I feel empty. The lonely and confused kind of empty. And once again, I have no idea why. Today was alright. The interview was a lot better than expected. The rest of the day wasn't so bad. I didn't sleep last night. Only two or three hours before I had to get ready this morning. I knew it was a mistake to go back to bed after grabbing a bite to eat but I did it anyway and was tired and a little out of it all day thanks to that. So I went to bed around midnight but I can't sleep. I watched that movie with Cher with that title I'm too lazy to look up now. Then I watched some other crap. I nearly fell asleep so I switched off the TV but I'm wide awake again. It's 2:30 AM.
I miss...someone but I don't know who. As long as I remember there's never been anyone and as much as I try to hide it from myself, it hurts. I don't think there'll ever be someone. That's just not what's in there for me. This sounds sad and miserable and I want to delete this all right away and write something cheery or sarcastic...maybe something about Germany's fucked-up political situation instead. Or better yet: abandon this whole thing and just delete the email before I send it.
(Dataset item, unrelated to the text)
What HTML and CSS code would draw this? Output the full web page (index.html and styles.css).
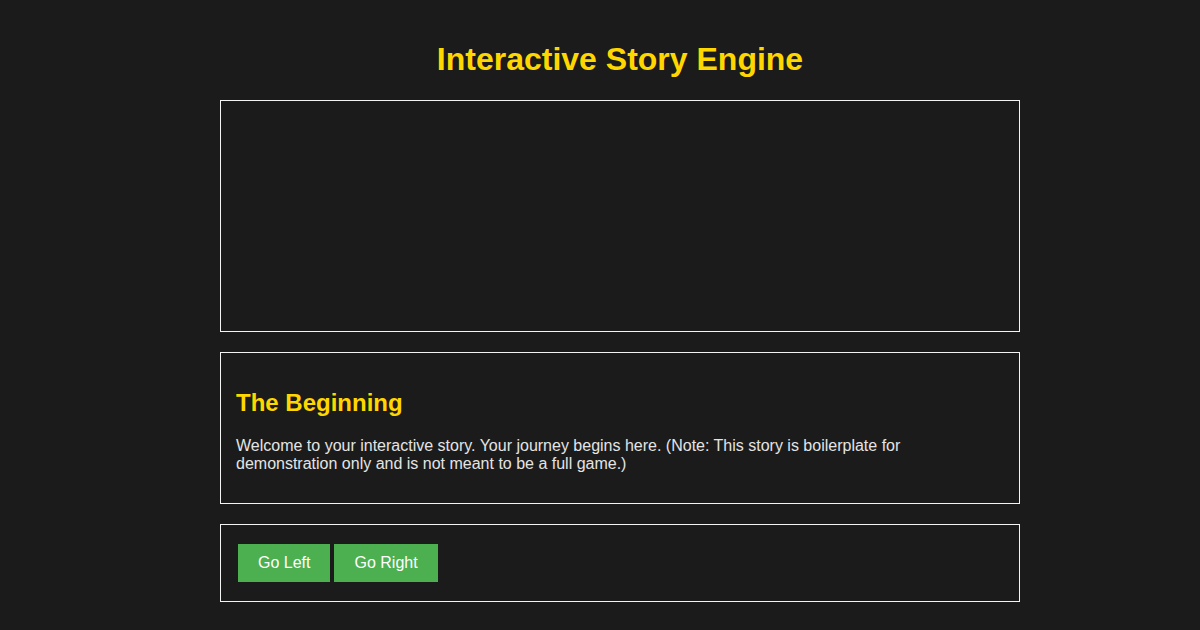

But I won't. I have never done that and I won't do it now, either. Though I know I'll hate myself for writing this tomorrow.

I'd love to liven this up with some actual information. About how the interview went. Or what else happened today. But nothing of that actually matters right now. Or ever actually. I know it should but it doesn't. I never place importance on things that people tell me I should place importance on. Right now, in all this mess of being unemployed, broke and lonely, the only thing that really matters to me is how beautiful Sing The Sorrow sounds in the darkness of my room and how much I hope the next album means as much to me as this one...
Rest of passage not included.